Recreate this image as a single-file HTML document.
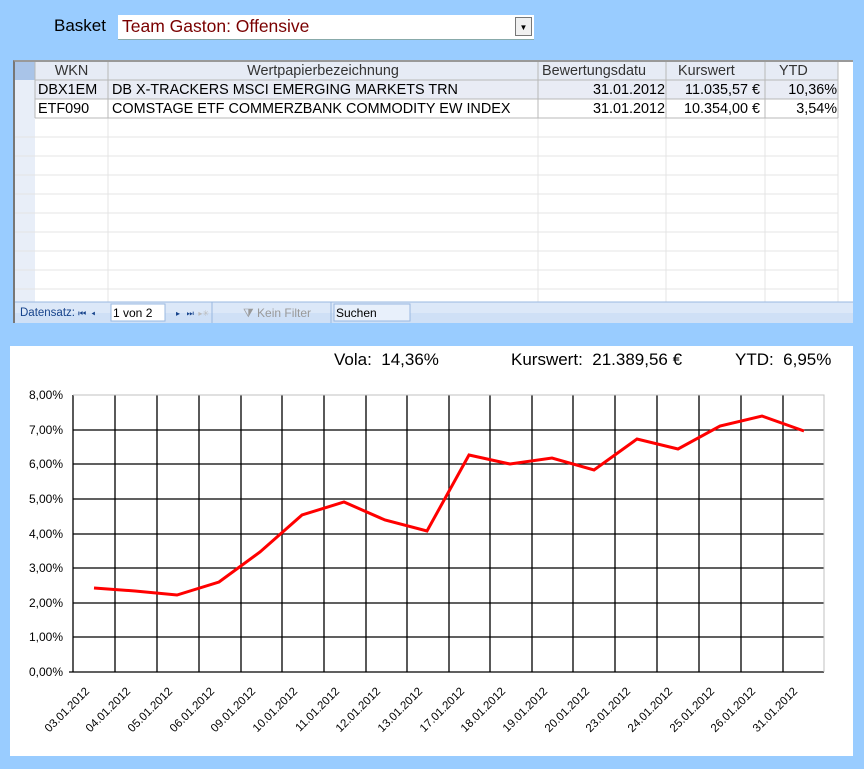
<!DOCTYPE html>
<html><head><meta charset="utf-8"><style>
body{margin:0;width:864px;height:769px;background:#99CCFF;position:relative;overflow:hidden;font-family:"Liberation Sans",sans-serif}
.abs{position:absolute}
.cell{position:absolute;font-size:14.4px;color:#000;white-space:nowrap;line-height:19px}
</style></head><body>
<div class="abs" style="left:54px;top:16px;font-size:17px">Basket</div>
<div class="abs" style="left:118px;top:15px;width:416px;height:24px;background:#fff;border-bottom:1px solid #8aa"></div>
<div class="abs" style="left:122px;top:16px;font-size:17.5px;color:#7a0000">Team Gaston: Offensive</div>
<div class="abs" style="left:515px;top:17px;width:17px;height:19px;background:#f0f0f0;border:1px solid #777;box-sizing:border-box;font-size:8px;text-align:center;line-height:19px">▼</div>

<div class="abs" style="left:13px;top:60px;width:840px;height:263px;background:#fff;border-left:2px solid #777;border-top:2px solid #999;box-sizing:border-box"></div>
<svg class="abs" style="left:15px;top:62px" width="838" height="261">
<rect x="0" y="0" width="20" height="240" fill="#e8eef8"/>
<rect x="0" y="0" width="20" height="18" fill="#a9c4e8"/>
<rect x="20" y="0" width="803" height="18" fill="#e6ebf5"/>
<rect x="20" y="18" width="803" height="19" fill="#e9ecf5"/>
<g stroke="#e4e4e4">
<line x1="93" y1="0" x2="93" y2="240"/><line x1="523" y1="0" x2="523" y2="240"/><line x1="651" y1="0" x2="651" y2="240"/><line x1="750" y1="0" x2="750" y2="240"/><line x1="823" y1="0" x2="823" y2="240"/>
<line x1="0" y1="75" x2="823" y2="75"/><line x1="0" y1="94" x2="823" y2="94"/><line x1="0" y1="113" x2="823" y2="113"/><line x1="0" y1="132" x2="823" y2="132"/><line x1="0" y1="151" x2="823" y2="151"/><line x1="0" y1="170" x2="823" y2="170"/><line x1="0" y1="189" x2="823" y2="189"/><line x1="0" y1="208" x2="823" y2="208"/><line x1="0" y1="227" x2="823" y2="227"/>
</g>
<g stroke="#b8b8b8">
<line x1="20" y1="0" x2="20" y2="56"/><line x1="93" y1="0" x2="93" y2="56"/><line x1="523" y1="0" x2="523" y2="56"/><line x1="651" y1="0" x2="651" y2="56"/><line x1="750" y1="0" x2="750" y2="56"/><line x1="823" y1="0" x2="823" y2="56"/>
<line x1="20" y1="18" x2="823" y2="18"/><line x1="20" y1="37" x2="823" y2="37"/><line x1="20" y1="56" x2="823" y2="56"/>
</g>
<rect x="0" y="240" width="838" height="21" fill="#dce8f8"/>
<line x1="0" y1="240" x2="838" y2="240" stroke="#9ab8e0"/>
<rect x="0" y="251" width="838" height="10" fill="#cfe0f6"/>
<line x1="197" y1="240" x2="197" y2="261" stroke="#9ab8e0"/><line x1="316" y1="240" x2="316" y2="261" stroke="#9ab8e0"/>
<rect x="96" y="242" width="54" height="17" fill="#fff" stroke="#9ab8e0"/>
<rect x="319" y="242" width="76" height="17" fill="#e8f0fb" stroke="#9ab8e0"/>
</svg>
<div class="cell" style="left:35px;top:62px;width:73px;text-align:center;color:#333">WKN</div>
<div class="cell" style="left:108px;top:62px;width:430px;text-align:center;color:#333">Wertpapierbezeichnung</div>
<div class="cell" style="left:542px;top:62px;color:#333">Bewertungsdatu</div>
<div class="cell" style="left:678px;top:62px;color:#333">Kurswert</div>
<div class="cell" style="left:779px;top:62px;color:#333">YTD</div>
<div class="cell" style="left:38px;top:81px">DBX1EM</div>
<div class="cell" style="left:112px;top:81px">DB X-TRACKERS MSCI EMERGING MARKETS TRN</div>
<div class="cell" style="left:538px;top:81px;width:127px;text-align:right">31.01.2012</div>
<div class="cell" style="left:666px;top:81px;width:94px;text-align:right">11.035,57 €</div>
<div class="cell" style="left:765px;top:81px;width:72px;text-align:right">10,36%</div>
<div class="cell" style="left:38px;top:100px">ETF090</div>
<div class="cell" style="left:112px;top:100px">COMSTAGE ETF COMMERZBANK COMMODITY EW INDEX</div>
<div class="cell" style="left:538px;top:100px;width:127px;text-align:right">31.01.2012</div>
<div class="cell" style="left:666px;top:100px;width:94px;text-align:right">10.354,00 €</div>
<div class="cell" style="left:765px;top:100px;width:72px;text-align:right">3,54%</div>
<div class="cell" style="left:20px;top:304px;font-size:11.5px;color:#15428b">Datensatz: <span style="font-size:9px">⏮ &nbsp;◂</span></div>
<div class="cell" style="left:113px;top:304px;font-size:12px">1 von 2</div>
<div class="cell" style="left:176px;top:304px;font-size:8px;color:#15428b">▸ &nbsp; ⏭ &nbsp;<span style="color:#bbb">▸✳</span></div>
<div class="cell" style="left:243px;top:304px;font-size:12px;color:#999">⧩ Kein Filter</div>
<div class="cell" style="left:336px;top:304px;font-size:12px">Suchen</div>

<div class="abs" style="left:10px;top:346px;width:843px;height:410px;background:#fff"></div>
<div class="abs" style="left:334px;top:350px;font-size:17px">Vola:&nbsp;&nbsp;14,36%</div>
<div class="abs" style="left:511px;top:350px;font-size:17px">Kurswert:&nbsp; 21.389,56 €</div>
<div class="abs" style="left:735px;top:350px;font-size:17px">YTD:&nbsp;&nbsp;6,95%</div>
<svg class="abs" style="left:0;top:0" width="864" height="769" font-family="Liberation Sans, sans-serif">
<g stroke="#000" stroke-width="1.3">
<line x1="115" y1="395" x2="115" y2="672"/><line x1="157" y1="395" x2="157" y2="672"/><line x1="199" y1="395" x2="199" y2="672"/><line x1="241" y1="395" x2="241" y2="672"/><line x1="282" y1="395" x2="282" y2="672"/><line x1="324" y1="395" x2="324" y2="672"/><line x1="366" y1="395" x2="366" y2="672"/><line x1="407" y1="395" x2="407" y2="672"/><line x1="449" y1="395" x2="449" y2="672"/><line x1="490" y1="395" x2="490" y2="672"/><line x1="532" y1="395" x2="532" y2="672"/><line x1="573" y1="395" x2="573" y2="672"/><line x1="615" y1="395" x2="615" y2="672"/><line x1="657" y1="395" x2="657" y2="672"/><line x1="699" y1="395" x2="699" y2="672"/><line x1="741" y1="395" x2="741" y2="672"/><line x1="783" y1="395" x2="783" y2="672"/>
<line x1="73" y1="430" x2="824" y2="430"/><line x1="73" y1="464" x2="824" y2="464"/><line x1="73" y1="499" x2="824" y2="499"/><line x1="73" y1="534" x2="824" y2="534"/><line x1="73" y1="568" x2="824" y2="568"/><line x1="73" y1="603" x2="824" y2="603"/><line x1="73" y1="637" x2="824" y2="637"/>
<line x1="73" y1="395" x2="73" y2="672"/><line x1="69" y1="672" x2="824" y2="672"/>
</g>
<polyline points="73,395 824,395 824,672" fill="none" stroke="#c0c0c0"/>
<polyline points="94,588 135,591 177,595 219,582 260,552 302,515 344,502 385,520 427,531 469,455 510,464 552,458 594,470 637,439 678,449 720,426 762,416 804,431" fill="none" stroke="#f00" stroke-width="3"/>
<g font-size="12" text-anchor="end">
<text x="63" y="399">8,00%</text><text x="63" y="434">7,00%</text><text x="63" y="468">6,00%</text><text x="63" y="503">5,00%</text><text x="63" y="538">4,00%</text><text x="63" y="572">3,00%</text><text x="63" y="607">2,00%</text><text x="63" y="641">1,00%</text><text x="63" y="676">0,00%</text>
</g>
<g font-size="11.5" text-anchor="end">
<text transform="translate(90,692) rotate(-45)">03.01.2012</text>
<text transform="translate(131,692) rotate(-45)">04.01.2012</text>
<text transform="translate(173,692) rotate(-45)">05.01.2012</text>
<text transform="translate(215,692) rotate(-45)">06.01.2012</text>
<text transform="translate(256,692) rotate(-45)">09.01.2012</text>
<text transform="translate(298,692) rotate(-45)">10.01.2012</text>
<text transform="translate(340,692) rotate(-45)">11.01.2012</text>
<text transform="translate(381,692) rotate(-45)">12.01.2012</text>
<text transform="translate(423,692) rotate(-45)">13.01.2012</text>
<text transform="translate(465,692) rotate(-45)">17.01.2012</text>
<text transform="translate(506,692) rotate(-45)">18.01.2012</text>
<text transform="translate(548,692) rotate(-45)">19.01.2012</text>
<text transform="translate(590,692) rotate(-45)">20.01.2012</text>
<text transform="translate(631,692) rotate(-45)">23.01.2012</text>
<text transform="translate(673,692) rotate(-45)">24.01.2012</text>
<text transform="translate(715,692) rotate(-45)">25.01.2012</text>
<text transform="translate(756,692) rotate(-45)">26.01.2012</text>
<text transform="translate(798,692) rotate(-45)">31.01.2012</text>
</g>
</svg>
</body></html>
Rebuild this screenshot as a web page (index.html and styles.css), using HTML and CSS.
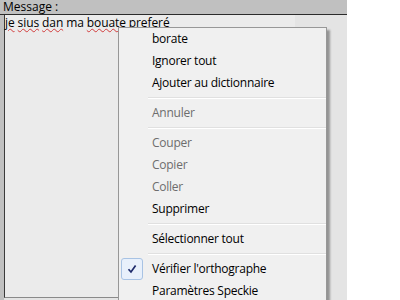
FILE: index.html
```html
<!DOCTYPE html>
<html lang="fr">
<head>
  <meta charset="UTF-8">
  <title>Message</title>
  <link rel="stylesheet" href="styles.css">
</head>
<body>
<div class="frame">
  <div class="label-bar">Message :</div>
  <div class="panel">
    <div class="textarea">
      <span class="typo">je</span> <span class="typo">sius</span> <span class="typo">dan</span> ma <span class="typo">bouate</span> <span class="typo">preferé</span>
    </div>
  </div>
</div>

<!-- Spell check context menu -->
<ul class="menu">
  <li>borate</li>
  <li>Ignorer tout</li>
  <li>Ajouter au dictionnaire</li>
  <li class="sep"></li>
  <li class="disabled">Annuler</li>
  <li class="sep"></li>
  <li class="disabled">Couper</li>
  <li class="disabled">Copier</li>
  <li class="disabled">Coller</li>
  <li>Supprimer</li>
  <li class="sep"></li>
  <li>Sélectionner tout</li>
  <li class="sep"></li>
  <li class="checked">
    <span class="check">
      <svg width="10" height="10" viewBox="0 0 10 10"><path d="M1.5 5.2 L4 8 L8.6 1.5" fill="none" stroke="#1d2a6b" stroke-width="1.7"/></svg>
    </span>
    Vérifier l'orthographe
  </li>
  <li>Paramètres Speckie</li>
</ul>
</body>
</html>
```

FILE: styles.css
```css
html, body {
    margin: 0;
    padding: 0;
    background-color: #ffffff;
    overflow: hidden;
}
body {
    width: 400px;
    height: 300px;
    font-family: "Open Sans", "DejaVu Sans", sans-serif;
    font-size: 12px;
}
.frame {
    width: 347px;
    height: 300px;
    display: flex;
    flex-direction: column;
}
.label-bar {
    height: 14px;
    line-height: 14px;
    padding-left: 3px;
    background-color: #c0c0c0;
    border-bottom: 1px solid #2b2b2b;
    color: #000;
    font-size: 12px;
}
.panel {
    flex: 1;
    display: flex;
    background-color: #e4e4e4;
    border-left: 4px solid #c0c0c0;
    padding-bottom: 2px;
}
.textarea {
    width: 290px;
    background-color: #ebebeb;
    border-left: 1px solid #3a3a3a;
    border-bottom: 1px solid #8a8a8a;
    padding-top: 1px;
    line-height: 14px;
    font-size: 12px;
    letter-spacing: -0.1px;
    color: #000;
}
.typo {
    text-decoration: underline wavy #d23b3b;
    text-decoration-thickness: 1px;
    text-underline-offset: 1px;
}
.menu {
    position: absolute;
    left: 118px;
    top: 27px;
    width: 207px;
    margin: 0;
    padding: 0;
    list-style: none;
    background-color: #f0f0f0;
    border: 1px solid #979797;
    box-shadow: 3px 3px 2px rgba(0, 0, 0, 0.35);
    color: #000;
}
.menu li {
    position: relative;
    height: 22px;
    line-height: 22px;
    padding-left: 33px;
    letter-spacing: -0.25px;
}
.menu li.disabled {
    color: #6d6d6d;
}
.menu li.sep {
    height: 8px;
    padding: 0;
    margin-left: 29px;
    display: flex;
    flex-direction: column;
    justify-content: center;
}
.menu li.sep::before {
    content: "";
    border-top: 1px solid #e0e0e0;
    border-bottom: 1px solid #ffffff;
}
.check {
    position: absolute;
    left: 2px;
    top: 0;
    width: 20px;
    height: 20px;
    border: 1px solid #a8c3e4;
    border-radius: 3px;
    background-color: #e8f0fb;
    display: flex;
    align-items: center;
    justify-content: center;
}
```
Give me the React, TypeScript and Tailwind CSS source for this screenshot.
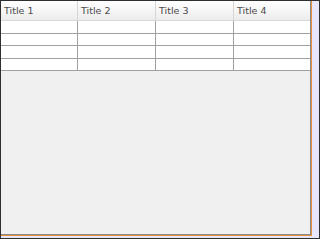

Short exercise: How many lines of the entries above hold the string "screenshot"? Reply with the number alone.

Output: 2